Personalized plates add a wrinkle. If your vanity plate is stolen, it typically can’t be reissued with the same characters until law enforcement confirms the stolen plate has been removed from the national crime database. That verification process can take days or weeks, during which you may need to drive with a standard-issue temporary plate.

Removing Plates When Selling a Vehicle

When you sell a vehicle, remove your plates before handing over the keys. Plates are tied to you as the registered owner, not to the vehicle, and leaving them on a sold car means any tolls, red-light camera tickets, or parking violations generated before the buyer re-registers will come back to you. In some states, you could even face questions from law enforcement if the vehicle is involved in a crime while still carrying your plates.

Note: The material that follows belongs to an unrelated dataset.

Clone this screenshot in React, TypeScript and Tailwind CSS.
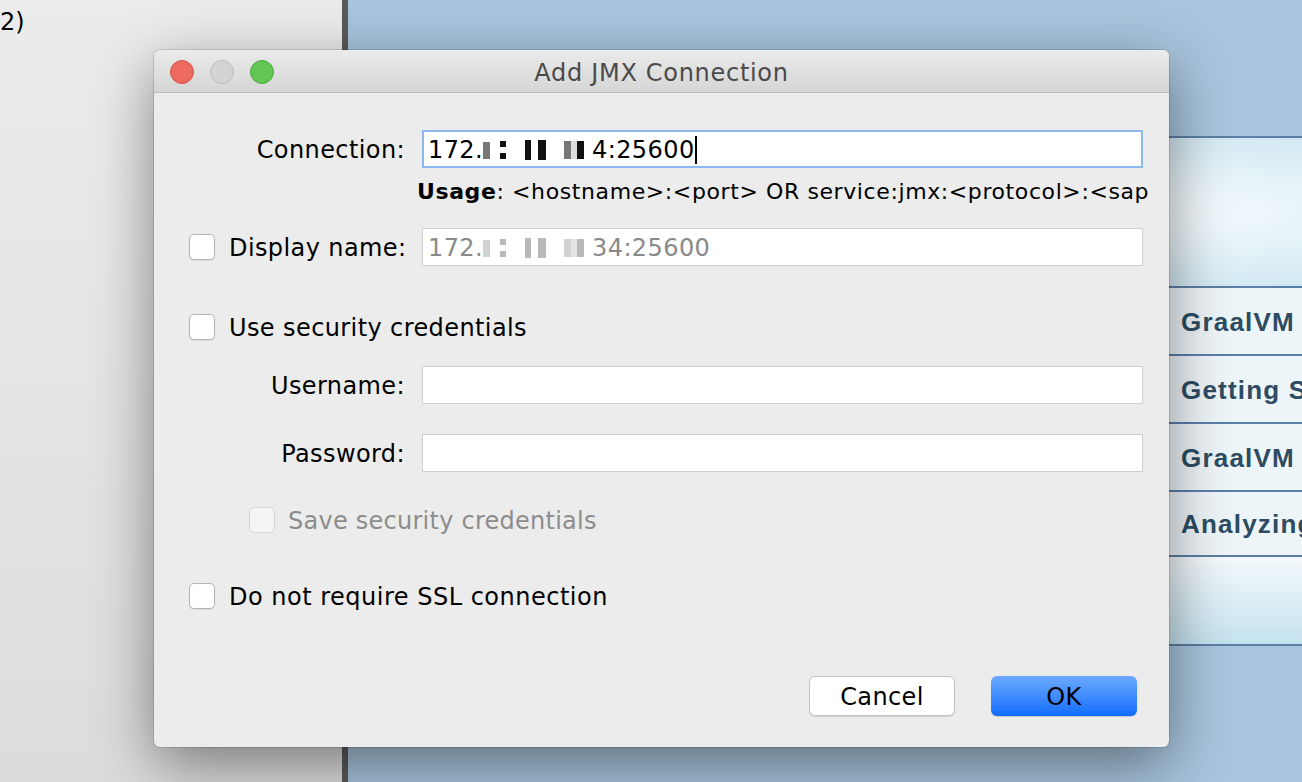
import React from "react";

const font = "font-['DejaVu_Sans','Liberation_Sans',sans-serif]";

// ─── Small pieces ─────────────────────────────────────────────────────────────
function Checkbox({ disabled = false }: { disabled?: boolean }) {
  return (
    <div
      className={
        disabled
          ? "w-[26px] h-[26px] rounded-[5px] border border-[#d6d6d6] bg-[#f4f4f4] shrink-0"
          : "w-[26px] h-[26px] rounded-[5px] border border-[#b4b4b4] bg-white shadow-[0_1px_1px_rgba(0,0,0,0.08)] shrink-0"
      }
    />
  );
}

function Label({ text }: { text: string }) {
  return (
    <div className="w-[251px] pt-[2px] text-right text-[24px] tracking-[0.4px] text-black shrink-0 whitespace-nowrap">
      {text}
    </div>
  );
}

// pixelated, blurred-out part of the address
function MaskedOctets({ faded = false }: { faded?: boolean }) {
  const dark = faded ? "bg-[#b9b9b9]" : "bg-[#111]";
  const mid = faded ? "bg-[#d2d2d2]" : "bg-[#777]";
  return (
    <div className="flex items-center h-[24px]">
      <span className={`w-[7px] h-[17px] ${mid}`} />
      <span className="w-[10px]" />
      <span className="flex flex-col justify-between w-[6px] h-[18px]">
        <span className={`h-[6px] ${dark}`} />
        <span className={`h-[6px] ${dark}`} />
      </span>
      <span className="w-[19px]" />
      <span className={`w-[6px] h-[20px] ${dark}`} />
      <span className="w-[7px]" />
      <span className={`w-[8px] h-[20px] ${dark}`} />
      <span className="w-[18px]" />
      <span className={`w-[7px] h-[18px] ${mid}`} />
      <span className={`w-[6px] h-[18px] ${faded ? "bg-[#e4e4e4]" : "bg-[#ddd]"}`} />
      <span className={`w-[7px] h-[18px] ${dark}`} />
      <span className="w-[8px]" />
    </div>
  );
}

// ─── Background window ────────────────────────────────────────────────────────
function Backdrop() {
  const rows = ["GraalVM", "Getting Started", "GraalVM", "Analyzing"];
  return (
    <div className="flex w-full h-full">
      <div className="w-[342px] h-full bg-gradient-to-b from-[#ececec] to-[#dcdcdc] text-[24px] text-black pt-[4px]">
        2)
      </div>
      <div className="w-[6px] h-full bg-[#5a5a5a]" />
      <div className="flex-1 h-full bg-[#a8c5dd] flex flex-col overflow-hidden">
        <div className="h-[136px] shrink-0" />
        <div className="h-[152px] shrink-0 border-y-2 border-[#5a7fa6] bg-[radial-gradient(ellipse_at_62%_50%,#ffffff_0%,#eef7fb_35%,#c7e3ef_100%)]" />
        {rows.map((r, i) => (
          <div
            key={i}
            className={`${i === 3 ? "h-[65px]" : "h-[68px]"} shrink-0 border-b-2 border-[#5a7fa6] bg-[#eef5f9] flex items-center pl-[833px] pt-[2px] font-['Liberation_Sans',sans-serif] text-[26px] font-bold text-[#2d4c62] whitespace-nowrap tracking-[1.2px]`}
          >
            {r}
          </div>
        ))}
        <div className="h-[89px] shrink-0 border-b-2 border-[#5a7fa6] bg-gradient-to-b from-[#f4f9fc] to-[#c4e2ee]" />
      </div>
    </div>
  );
}

// ─── Dialog ───────────────────────────────────────────────────────────────────
function Dialog() {
  return (
    <div className="absolute left-[154px] top-[50px] w-[1015px] h-[697px] rounded-[6px] bg-[#ececec] shadow-[0_18px_60px_rgba(0,0,0,0.45),0_0_0_1px_rgba(0,0,0,0.12)] flex flex-col overflow-hidden">
      {/* Title bar */}
      <div className="relative h-[43px] shrink-0 bg-gradient-to-b from-[#ebebeb] to-[#d6d6d6] border-b border-[#bcbcbc] flex items-center justify-center pt-[3px]">
        <div className="absolute left-[16px] top-[10px] flex gap-[16px]">
          <span className="w-[24px] h-[24px] rounded-full bg-[#ee6a5f] border border-[#d5554b]" />
          <span className="w-[24px] h-[24px] rounded-full bg-[#d3d3d3] border border-[#bdbdbd]" />
          <span className="w-[24px] h-[24px] rounded-full bg-[#62c655] border border-[#4fa840]" />
        </div>
        <span className="text-[24px] tracking-[0.7px] text-[#4a4a4a]">Add JMX Connection</span>
      </div>

      {/* Body */}
      <div className="flex flex-col pt-[37px] text-[24px] tracking-[0.4px] whitespace-nowrap">
        {/* Connection */}
        <div className="flex items-center h-[38px]">
          <Label text="Connection:" />
          <div className="ml-[17px] w-[721px] h-[38px] bg-white border-2 border-[#8db8ee] flex items-center pl-[4px] pt-[2px] text-black">
            <span>172.</span>
            <MaskedOctets />
            <span>4:25600</span>
            <span className="w-[2px] h-[28px] bg-black" />
          </div>
        </div>

        {/* Usage */}
        <div className="h-[24px] mt-[10px] pl-[263px] pt-[2px] text-[22px] tracking-[0.6px] text-black flex items-center">
          <b>Usage</b>: &lt;hostname&gt;:&lt;port&gt; OR service:jmx:&lt;protocol&gt;:&lt;sap
        </div>

        {/* Display name */}
        <div className="flex items-center h-[38px] mt-[26px]">
          <div className="w-[251px] flex items-center pl-[35px] gap-[14px] shrink-0">
            <Checkbox />
            <span className="text-black pt-[2px]">Display name:</span>
          </div>
          <div className="ml-[17px] w-[721px] h-[38px] bg-white border border-[#cfcfcf] flex items-center pl-[5px] pt-[2px] text-[#8a8a8a]">
            <span>172.</span>
            <MaskedOctets faded />
            <span>34:25600</span>
          </div>
        </div>

        {/* Use security credentials */}
        <div className="flex items-center h-[26px] mt-[48px] pl-[35px] gap-[14px]">
          <Checkbox />
          <span className="text-black pt-[2px]">Use security credentials</span>
        </div>

        {/* Username */}
        <div className="flex items-center h-[38px] mt-[26px]">
          <Label text="Username:" />
          <div className="ml-[17px] w-[721px] h-[38px] bg-white border border-[#cfcfcf]" />
        </div>

        {/* Password */}
        <div className="flex items-center h-[38px] mt-[30px]">
          <Label text="Password:" />
          <div className="ml-[17px] w-[721px] h-[38px] bg-white border border-[#cfcfcf]" />
        </div>

        {/* Save credentials (disabled) */}
        <div className="flex items-center h-[26px] mt-[35px] pl-[95px] gap-[13px]">
          <Checkbox disabled />
          <span className="text-[#8c8c8c] tracking-[0.25px] pt-[2px]">Save security credentials</span>
        </div>

        {/* SSL */}
        <div className="flex items-center h-[26px] mt-[50px] pl-[35px] gap-[14px]">
          <Checkbox />
          <span className="text-black tracking-[0.5px] pt-[2px]">Do not require SSL connection</span>
        </div>

        {/* Buttons */}
        <div className="flex justify-end items-center h-[40px] mt-[67px] pr-[32px] gap-[36px]">
          <button className="w-[146px] h-[40px] rounded-[6px] bg-white border border-[#c4c4c4] shadow-[0_1px_1px_rgba(0,0,0,0.12)] text-[24px] text-black pt-[2px]">
            Cancel
          </button>
          <button className="w-[146px] h-[40px] rounded-[6px] bg-gradient-to-b from-[#6aa9fe] to-[#0b6cfe] shadow-[0_1px_1px_rgba(0,0,0,0.15)] text-[24px] text-black pt-[2px]">
            OK
          </button>
        </div>
      </div>
    </div>
  );
}

export default function App() {
  return (
    <div className={`relative w-[1302px] h-[782px] overflow-hidden ${font}`}>
      <Backdrop />
      <Dialog />
    </div>
  );
}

What to do with the old plates depends on your state. Some require you to return them to the motor vehicle office, others let you destroy or recycle them, and most allow you to transfer your existing plates to a new vehicle you’re purchasing. Plate transfers typically involve a small fee and require that both vehicles fall under the same plate classification — you can’t move a passenger car plate onto a trailer, for example. If you have personalized plates, most states let you reserve those characters for transfer to your next vehicle as long as you handle the paperwork within a set window.

Digital License Plates

A small but growing number of states now permit digital license plates — electronic displays that replace the traditional stamped metal plate. As of 2026, Arizona and California have approved them for consumer purchase, and the plates are legal to drive with across all 50 states once registered in an approved state. Digital plates can automatically update registration status, display stolen-vehicle alerts, and switch between standard and personalized displays.

The catch is cost: digital plates currently run several hundred dollars upfront plus an ongoing subscription fee, compared to the near-zero marginal cost of a traditional plate. For most drivers they remain a novelty, but they’re worth knowing about as the technology expands to additional states.